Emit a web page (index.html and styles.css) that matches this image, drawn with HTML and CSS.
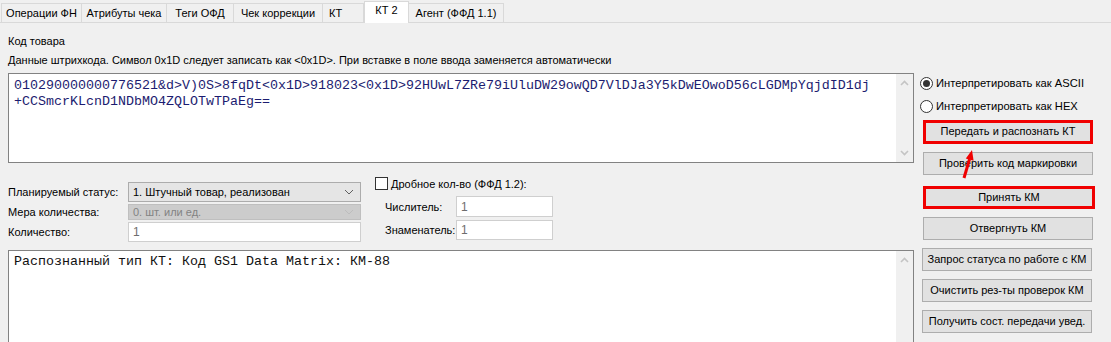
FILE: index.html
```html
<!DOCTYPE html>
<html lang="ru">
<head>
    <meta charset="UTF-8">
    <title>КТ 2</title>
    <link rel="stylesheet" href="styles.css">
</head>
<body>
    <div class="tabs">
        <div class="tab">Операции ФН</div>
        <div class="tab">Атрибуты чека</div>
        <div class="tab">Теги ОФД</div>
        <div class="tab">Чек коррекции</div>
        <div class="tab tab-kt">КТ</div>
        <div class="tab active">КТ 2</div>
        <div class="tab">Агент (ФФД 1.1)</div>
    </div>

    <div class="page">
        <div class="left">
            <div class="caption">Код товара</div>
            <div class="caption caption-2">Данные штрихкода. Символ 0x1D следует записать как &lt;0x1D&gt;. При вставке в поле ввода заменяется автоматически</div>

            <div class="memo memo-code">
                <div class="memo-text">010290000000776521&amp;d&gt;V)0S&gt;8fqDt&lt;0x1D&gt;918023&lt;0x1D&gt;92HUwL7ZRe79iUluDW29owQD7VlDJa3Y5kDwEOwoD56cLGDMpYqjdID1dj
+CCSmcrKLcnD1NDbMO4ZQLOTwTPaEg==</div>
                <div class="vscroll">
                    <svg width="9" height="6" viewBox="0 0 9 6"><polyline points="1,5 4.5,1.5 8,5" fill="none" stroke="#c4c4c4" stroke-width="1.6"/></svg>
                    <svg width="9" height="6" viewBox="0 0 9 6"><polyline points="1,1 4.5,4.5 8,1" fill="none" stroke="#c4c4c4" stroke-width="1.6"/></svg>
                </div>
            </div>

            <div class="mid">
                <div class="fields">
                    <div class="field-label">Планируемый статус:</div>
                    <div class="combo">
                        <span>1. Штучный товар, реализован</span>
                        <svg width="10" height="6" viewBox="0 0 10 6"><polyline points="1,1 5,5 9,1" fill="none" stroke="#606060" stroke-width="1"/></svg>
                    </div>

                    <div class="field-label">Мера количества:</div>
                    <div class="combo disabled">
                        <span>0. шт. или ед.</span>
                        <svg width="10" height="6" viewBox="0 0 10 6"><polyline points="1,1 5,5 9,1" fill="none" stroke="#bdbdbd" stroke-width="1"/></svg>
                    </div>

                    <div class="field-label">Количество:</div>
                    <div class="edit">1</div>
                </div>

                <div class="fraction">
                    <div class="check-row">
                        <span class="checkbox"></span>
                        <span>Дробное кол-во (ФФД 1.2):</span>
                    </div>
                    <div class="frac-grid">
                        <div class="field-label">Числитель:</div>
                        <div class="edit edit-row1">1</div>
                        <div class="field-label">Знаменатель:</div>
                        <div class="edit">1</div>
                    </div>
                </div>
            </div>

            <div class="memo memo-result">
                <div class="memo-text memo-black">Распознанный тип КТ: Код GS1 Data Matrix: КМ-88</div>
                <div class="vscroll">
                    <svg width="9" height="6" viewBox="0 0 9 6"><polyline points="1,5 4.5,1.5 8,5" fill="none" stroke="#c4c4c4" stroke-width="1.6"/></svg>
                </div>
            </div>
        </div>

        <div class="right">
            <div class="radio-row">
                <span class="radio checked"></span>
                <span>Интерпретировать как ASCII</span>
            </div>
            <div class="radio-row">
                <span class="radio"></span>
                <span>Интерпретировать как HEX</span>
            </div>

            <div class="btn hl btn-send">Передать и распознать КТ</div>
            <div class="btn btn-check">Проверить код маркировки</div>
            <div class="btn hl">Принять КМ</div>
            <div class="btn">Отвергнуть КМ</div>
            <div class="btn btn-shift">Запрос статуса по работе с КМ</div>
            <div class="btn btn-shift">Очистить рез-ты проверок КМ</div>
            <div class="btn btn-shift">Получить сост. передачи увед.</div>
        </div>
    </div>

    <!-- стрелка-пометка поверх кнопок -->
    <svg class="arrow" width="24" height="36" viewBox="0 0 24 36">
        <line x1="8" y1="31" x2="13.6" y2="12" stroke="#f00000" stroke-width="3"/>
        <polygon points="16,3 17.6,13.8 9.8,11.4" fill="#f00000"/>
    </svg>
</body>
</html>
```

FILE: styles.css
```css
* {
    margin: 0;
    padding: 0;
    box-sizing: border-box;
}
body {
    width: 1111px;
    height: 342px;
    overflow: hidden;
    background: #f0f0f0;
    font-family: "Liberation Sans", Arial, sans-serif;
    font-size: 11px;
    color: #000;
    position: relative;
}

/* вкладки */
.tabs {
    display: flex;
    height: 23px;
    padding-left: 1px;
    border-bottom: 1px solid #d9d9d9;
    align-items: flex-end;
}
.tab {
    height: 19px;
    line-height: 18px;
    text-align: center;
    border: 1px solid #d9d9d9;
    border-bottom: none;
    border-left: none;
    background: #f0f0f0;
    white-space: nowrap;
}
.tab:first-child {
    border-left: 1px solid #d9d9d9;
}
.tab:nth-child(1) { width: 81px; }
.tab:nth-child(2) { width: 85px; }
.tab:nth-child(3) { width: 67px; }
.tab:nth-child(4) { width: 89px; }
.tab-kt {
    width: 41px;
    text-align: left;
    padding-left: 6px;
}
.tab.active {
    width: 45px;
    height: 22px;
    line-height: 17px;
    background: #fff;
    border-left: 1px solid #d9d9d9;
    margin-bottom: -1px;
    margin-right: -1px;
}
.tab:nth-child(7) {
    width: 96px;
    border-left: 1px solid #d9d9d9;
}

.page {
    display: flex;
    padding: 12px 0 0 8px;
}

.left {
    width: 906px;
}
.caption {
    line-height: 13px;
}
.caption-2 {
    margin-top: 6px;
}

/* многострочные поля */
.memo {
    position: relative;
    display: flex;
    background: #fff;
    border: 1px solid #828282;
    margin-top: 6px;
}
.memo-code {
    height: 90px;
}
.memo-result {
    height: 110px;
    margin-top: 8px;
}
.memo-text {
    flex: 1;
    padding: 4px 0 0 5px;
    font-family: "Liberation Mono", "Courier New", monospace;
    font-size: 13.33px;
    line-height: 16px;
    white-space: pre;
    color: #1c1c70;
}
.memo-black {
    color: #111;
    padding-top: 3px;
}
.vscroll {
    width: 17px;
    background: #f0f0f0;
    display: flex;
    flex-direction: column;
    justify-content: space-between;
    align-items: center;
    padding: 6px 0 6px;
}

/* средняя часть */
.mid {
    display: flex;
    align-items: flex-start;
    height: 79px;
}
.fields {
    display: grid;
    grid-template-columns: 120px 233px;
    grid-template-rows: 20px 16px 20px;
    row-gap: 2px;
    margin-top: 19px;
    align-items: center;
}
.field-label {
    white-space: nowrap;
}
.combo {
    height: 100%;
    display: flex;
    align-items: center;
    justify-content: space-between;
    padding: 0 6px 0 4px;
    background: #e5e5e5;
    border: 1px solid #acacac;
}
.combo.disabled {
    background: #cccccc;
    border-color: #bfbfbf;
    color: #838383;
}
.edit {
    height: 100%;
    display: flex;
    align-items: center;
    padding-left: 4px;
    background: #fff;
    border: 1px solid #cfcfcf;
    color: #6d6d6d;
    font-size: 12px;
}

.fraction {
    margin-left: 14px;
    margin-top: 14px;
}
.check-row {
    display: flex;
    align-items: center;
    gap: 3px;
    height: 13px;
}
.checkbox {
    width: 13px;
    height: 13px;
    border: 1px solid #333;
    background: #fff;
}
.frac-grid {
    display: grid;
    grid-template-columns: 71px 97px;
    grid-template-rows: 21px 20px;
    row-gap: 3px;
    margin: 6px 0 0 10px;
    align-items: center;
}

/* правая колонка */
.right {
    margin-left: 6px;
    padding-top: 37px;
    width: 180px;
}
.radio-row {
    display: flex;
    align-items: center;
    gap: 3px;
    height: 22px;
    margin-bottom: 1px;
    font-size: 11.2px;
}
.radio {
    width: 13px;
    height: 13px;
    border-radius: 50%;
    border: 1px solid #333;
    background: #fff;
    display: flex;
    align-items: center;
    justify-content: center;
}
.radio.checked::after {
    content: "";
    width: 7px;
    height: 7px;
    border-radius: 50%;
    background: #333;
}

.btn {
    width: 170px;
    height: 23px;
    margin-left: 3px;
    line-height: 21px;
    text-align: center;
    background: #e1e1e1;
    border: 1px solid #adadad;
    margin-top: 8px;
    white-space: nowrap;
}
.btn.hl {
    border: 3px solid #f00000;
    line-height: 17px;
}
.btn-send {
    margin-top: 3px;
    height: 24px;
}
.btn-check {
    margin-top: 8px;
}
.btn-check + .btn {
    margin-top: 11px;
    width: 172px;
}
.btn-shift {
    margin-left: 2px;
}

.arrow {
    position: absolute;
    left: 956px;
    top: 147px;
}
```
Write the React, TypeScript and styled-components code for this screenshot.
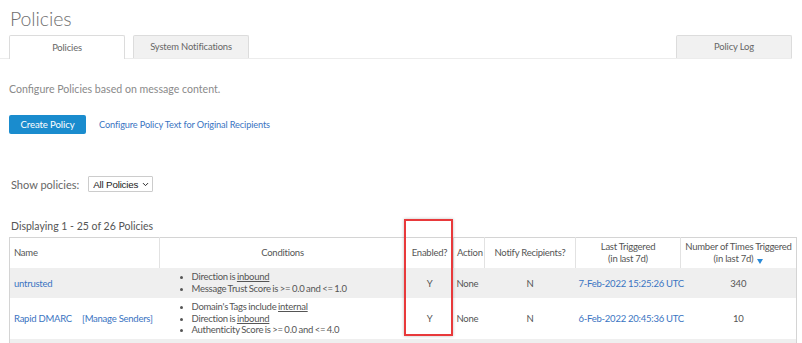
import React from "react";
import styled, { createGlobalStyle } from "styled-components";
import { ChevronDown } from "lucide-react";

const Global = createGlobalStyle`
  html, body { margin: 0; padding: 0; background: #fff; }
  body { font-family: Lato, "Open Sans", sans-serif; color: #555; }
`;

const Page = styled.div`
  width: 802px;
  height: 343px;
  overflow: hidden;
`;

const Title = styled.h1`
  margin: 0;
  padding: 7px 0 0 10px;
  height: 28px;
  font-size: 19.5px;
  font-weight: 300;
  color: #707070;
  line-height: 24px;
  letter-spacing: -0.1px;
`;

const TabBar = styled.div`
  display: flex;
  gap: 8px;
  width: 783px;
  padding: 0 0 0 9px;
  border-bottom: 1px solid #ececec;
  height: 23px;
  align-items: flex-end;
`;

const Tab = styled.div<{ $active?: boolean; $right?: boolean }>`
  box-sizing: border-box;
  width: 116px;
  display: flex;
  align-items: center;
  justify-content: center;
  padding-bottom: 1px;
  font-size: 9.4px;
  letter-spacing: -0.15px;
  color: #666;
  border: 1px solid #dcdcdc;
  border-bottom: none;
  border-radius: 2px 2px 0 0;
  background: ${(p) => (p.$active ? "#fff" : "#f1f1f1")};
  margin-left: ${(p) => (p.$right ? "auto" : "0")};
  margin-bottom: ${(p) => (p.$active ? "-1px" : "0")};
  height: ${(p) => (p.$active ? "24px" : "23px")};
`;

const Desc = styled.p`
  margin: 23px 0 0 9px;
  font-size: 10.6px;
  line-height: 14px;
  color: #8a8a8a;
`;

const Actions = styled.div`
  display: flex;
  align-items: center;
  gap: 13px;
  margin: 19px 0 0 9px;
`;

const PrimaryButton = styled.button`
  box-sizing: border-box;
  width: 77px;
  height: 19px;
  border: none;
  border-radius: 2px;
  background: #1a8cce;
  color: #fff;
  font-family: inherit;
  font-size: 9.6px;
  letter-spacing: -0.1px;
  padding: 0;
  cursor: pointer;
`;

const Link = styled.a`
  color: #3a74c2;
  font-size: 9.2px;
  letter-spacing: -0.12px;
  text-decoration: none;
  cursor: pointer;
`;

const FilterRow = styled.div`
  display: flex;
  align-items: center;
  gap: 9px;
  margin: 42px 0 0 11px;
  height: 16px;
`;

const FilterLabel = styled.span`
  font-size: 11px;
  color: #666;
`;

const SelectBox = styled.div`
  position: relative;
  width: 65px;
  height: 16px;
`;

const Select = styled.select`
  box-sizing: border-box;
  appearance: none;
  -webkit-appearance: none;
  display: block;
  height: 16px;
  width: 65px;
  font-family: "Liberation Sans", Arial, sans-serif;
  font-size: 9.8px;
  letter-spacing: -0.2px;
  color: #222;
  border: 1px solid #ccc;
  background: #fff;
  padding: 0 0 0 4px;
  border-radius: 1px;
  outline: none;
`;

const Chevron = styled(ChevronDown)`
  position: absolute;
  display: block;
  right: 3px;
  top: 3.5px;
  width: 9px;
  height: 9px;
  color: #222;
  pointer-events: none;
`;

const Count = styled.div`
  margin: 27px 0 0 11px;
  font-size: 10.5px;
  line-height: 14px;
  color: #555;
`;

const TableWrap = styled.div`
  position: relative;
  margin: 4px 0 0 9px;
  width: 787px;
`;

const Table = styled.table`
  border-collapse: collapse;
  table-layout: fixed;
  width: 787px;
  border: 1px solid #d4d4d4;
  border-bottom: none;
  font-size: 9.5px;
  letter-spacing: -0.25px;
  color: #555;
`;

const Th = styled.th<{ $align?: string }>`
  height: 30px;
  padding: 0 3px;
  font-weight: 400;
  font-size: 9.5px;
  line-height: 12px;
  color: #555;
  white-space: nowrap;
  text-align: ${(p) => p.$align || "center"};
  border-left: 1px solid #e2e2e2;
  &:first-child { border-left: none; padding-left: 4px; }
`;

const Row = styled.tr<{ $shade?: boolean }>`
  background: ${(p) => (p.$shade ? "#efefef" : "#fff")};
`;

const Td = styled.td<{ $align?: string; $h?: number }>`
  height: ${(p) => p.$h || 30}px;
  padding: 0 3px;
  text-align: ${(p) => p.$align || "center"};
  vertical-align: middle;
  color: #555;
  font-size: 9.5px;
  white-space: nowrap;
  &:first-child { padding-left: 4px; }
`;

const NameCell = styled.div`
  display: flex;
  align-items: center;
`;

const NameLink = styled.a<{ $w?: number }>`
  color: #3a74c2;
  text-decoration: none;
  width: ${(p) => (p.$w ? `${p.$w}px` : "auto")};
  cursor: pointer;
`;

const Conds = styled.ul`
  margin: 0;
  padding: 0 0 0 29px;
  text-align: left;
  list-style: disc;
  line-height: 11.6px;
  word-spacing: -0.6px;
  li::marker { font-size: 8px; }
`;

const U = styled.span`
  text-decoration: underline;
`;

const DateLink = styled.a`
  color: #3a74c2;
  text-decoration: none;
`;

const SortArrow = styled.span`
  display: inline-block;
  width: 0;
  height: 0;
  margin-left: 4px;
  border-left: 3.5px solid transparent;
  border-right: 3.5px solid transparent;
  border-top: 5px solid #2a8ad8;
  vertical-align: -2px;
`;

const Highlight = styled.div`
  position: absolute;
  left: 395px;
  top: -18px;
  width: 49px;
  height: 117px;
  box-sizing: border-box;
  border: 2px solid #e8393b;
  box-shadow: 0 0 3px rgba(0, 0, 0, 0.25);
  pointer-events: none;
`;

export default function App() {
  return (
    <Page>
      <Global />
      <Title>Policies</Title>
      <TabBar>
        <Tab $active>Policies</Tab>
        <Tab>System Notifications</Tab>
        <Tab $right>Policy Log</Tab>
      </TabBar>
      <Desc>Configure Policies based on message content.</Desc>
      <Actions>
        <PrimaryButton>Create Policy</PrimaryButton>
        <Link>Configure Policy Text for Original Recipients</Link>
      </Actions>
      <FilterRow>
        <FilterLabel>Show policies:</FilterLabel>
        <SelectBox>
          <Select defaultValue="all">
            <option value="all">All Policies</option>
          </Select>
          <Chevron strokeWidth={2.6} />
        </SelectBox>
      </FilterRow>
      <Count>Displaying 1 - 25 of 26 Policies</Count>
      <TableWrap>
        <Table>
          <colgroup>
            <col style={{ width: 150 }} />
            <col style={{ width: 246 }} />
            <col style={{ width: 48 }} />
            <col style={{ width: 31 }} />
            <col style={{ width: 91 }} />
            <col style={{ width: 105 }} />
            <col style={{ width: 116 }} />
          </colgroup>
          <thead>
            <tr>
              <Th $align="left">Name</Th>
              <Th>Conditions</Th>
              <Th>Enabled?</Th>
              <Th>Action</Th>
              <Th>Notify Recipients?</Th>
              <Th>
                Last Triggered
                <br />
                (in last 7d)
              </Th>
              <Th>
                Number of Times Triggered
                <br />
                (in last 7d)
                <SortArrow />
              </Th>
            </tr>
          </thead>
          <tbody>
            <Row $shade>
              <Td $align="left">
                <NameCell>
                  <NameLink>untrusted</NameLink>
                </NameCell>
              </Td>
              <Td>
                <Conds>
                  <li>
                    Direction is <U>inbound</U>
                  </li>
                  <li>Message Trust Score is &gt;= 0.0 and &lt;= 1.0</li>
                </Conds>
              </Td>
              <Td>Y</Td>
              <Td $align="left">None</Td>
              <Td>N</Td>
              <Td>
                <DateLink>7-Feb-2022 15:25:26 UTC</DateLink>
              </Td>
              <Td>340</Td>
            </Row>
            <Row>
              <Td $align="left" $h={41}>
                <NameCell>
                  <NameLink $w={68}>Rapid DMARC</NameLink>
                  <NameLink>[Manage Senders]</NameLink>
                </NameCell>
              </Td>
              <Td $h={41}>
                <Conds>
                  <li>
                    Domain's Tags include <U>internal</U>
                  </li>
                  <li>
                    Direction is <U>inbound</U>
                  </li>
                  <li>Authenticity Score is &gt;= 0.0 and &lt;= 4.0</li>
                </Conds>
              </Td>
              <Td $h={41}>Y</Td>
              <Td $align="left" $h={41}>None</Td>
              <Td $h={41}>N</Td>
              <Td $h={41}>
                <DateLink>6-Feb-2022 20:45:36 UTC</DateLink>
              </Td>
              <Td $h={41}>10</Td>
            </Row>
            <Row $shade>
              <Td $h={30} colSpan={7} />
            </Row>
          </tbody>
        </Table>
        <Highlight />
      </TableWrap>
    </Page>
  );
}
● ● ●
*Set exercise*:
Identify lines with the string "index". Copy each one.

*Task result*:
Emit a web page (index.html and styles.css) that matches this image, drawn with HTML and CSS.
FILE: index.html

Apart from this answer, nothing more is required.